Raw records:
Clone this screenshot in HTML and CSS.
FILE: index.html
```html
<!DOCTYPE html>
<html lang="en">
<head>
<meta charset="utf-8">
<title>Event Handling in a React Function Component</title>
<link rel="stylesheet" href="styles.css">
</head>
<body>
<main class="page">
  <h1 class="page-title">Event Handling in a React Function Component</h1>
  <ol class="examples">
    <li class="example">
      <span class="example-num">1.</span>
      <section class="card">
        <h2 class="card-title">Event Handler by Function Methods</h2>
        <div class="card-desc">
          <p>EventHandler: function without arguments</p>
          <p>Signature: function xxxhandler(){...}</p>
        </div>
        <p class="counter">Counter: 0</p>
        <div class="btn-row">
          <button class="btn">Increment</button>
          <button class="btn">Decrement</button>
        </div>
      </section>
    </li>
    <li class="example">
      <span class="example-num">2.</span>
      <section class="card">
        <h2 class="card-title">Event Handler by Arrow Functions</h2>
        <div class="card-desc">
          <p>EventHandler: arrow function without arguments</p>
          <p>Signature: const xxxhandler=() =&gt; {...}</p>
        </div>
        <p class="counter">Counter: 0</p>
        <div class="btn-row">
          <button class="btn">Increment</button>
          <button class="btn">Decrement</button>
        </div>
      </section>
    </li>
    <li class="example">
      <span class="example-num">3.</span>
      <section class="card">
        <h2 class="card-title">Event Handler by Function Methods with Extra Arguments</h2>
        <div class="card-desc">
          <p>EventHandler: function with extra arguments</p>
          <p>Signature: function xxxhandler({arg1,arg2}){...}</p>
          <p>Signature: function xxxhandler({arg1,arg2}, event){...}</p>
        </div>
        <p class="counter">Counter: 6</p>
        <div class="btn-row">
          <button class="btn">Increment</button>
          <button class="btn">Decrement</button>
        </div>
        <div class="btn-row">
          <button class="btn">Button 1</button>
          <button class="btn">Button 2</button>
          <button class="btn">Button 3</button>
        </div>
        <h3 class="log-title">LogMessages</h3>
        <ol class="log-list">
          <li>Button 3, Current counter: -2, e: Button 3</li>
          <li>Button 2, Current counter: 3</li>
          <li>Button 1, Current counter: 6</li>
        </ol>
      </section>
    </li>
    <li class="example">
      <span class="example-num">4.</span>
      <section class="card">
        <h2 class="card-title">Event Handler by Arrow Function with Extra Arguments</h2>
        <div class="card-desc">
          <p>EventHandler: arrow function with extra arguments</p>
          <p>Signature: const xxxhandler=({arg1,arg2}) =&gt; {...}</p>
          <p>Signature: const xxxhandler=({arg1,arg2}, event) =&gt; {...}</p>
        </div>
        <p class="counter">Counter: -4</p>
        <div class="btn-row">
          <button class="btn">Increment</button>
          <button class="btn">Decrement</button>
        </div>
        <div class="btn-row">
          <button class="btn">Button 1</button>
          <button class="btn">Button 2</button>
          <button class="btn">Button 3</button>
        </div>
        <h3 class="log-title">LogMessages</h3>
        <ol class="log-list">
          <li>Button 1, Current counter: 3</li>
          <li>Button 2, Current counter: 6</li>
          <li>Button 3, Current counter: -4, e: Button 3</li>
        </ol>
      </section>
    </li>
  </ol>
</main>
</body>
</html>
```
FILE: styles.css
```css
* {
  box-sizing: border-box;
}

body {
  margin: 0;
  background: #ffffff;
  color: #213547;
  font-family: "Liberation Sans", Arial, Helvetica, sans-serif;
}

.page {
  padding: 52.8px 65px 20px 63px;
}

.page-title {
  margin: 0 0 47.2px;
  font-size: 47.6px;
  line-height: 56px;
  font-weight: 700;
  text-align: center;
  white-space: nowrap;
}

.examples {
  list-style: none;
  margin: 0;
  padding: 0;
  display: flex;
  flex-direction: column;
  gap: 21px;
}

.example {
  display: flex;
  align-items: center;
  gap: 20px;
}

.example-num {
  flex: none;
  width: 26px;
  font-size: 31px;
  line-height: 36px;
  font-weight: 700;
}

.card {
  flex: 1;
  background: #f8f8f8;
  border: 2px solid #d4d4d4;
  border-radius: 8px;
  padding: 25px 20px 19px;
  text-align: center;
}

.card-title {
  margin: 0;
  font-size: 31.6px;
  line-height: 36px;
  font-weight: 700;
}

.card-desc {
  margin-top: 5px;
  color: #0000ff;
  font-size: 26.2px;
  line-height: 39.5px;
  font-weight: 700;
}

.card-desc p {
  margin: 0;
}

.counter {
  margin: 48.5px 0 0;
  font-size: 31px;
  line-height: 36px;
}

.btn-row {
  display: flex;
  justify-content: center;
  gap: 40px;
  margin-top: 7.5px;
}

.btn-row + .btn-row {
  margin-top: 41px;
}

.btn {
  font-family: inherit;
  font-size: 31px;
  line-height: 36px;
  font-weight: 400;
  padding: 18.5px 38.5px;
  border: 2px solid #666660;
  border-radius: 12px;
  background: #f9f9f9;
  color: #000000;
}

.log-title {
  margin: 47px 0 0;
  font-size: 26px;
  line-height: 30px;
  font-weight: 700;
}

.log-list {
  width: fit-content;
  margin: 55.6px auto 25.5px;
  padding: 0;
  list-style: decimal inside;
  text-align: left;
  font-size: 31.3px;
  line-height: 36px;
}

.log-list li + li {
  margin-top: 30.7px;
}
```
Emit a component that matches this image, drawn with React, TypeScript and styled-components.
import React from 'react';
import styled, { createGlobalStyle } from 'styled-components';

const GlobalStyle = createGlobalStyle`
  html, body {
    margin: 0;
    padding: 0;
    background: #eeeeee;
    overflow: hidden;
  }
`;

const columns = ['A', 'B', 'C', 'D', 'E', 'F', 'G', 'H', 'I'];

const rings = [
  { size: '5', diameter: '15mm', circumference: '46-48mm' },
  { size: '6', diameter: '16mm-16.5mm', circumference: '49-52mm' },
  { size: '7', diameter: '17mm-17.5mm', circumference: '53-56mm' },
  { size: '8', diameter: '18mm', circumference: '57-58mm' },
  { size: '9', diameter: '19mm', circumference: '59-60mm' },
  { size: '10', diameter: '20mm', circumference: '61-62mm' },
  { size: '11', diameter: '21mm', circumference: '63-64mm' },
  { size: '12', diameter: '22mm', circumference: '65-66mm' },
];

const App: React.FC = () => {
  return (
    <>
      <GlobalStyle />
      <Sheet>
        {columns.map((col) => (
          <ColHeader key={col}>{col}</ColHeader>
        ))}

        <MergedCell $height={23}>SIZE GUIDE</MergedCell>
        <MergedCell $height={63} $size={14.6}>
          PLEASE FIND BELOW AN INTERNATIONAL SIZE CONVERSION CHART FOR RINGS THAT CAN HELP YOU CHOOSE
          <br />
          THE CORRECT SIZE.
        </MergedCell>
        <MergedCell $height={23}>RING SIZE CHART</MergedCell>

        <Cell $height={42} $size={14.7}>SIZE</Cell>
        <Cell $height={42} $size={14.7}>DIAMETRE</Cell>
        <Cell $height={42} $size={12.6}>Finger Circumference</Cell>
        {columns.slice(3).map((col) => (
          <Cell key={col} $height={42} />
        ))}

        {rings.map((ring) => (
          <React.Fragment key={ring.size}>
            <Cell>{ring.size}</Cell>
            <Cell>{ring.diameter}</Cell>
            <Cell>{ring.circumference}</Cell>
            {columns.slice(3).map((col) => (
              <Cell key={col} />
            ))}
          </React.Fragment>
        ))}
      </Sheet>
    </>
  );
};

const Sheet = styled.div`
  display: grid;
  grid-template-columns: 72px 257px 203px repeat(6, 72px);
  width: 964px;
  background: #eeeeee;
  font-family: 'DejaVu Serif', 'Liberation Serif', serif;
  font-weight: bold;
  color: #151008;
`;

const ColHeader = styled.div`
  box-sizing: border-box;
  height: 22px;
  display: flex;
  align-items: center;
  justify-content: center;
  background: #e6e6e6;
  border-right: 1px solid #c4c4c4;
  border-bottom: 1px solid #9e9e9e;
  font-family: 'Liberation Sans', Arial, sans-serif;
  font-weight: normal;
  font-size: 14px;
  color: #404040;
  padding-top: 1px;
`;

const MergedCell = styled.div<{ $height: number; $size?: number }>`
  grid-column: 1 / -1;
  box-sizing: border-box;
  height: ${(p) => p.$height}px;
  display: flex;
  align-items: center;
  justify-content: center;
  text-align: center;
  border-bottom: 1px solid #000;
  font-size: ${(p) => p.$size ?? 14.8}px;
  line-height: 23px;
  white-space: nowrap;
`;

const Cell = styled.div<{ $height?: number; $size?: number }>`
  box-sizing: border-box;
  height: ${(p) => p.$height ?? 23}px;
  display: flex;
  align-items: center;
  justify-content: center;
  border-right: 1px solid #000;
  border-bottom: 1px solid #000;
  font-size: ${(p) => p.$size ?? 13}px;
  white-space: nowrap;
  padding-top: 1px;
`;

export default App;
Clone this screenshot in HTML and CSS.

Written instruction: From the entries, copy out each line containing the word "React".

Result for this task:
<title>Event Handling in a React Function Component</title>
  <h1 class="page-title">Event Handling in a React Function Component</h1>
Emit a component that matches this image, drawn with React, TypeScript and styled-components.
import React from 'react';
const App: React.FC = () => {
          <React.Fragment key={ring.size}>
          </React.Fragment>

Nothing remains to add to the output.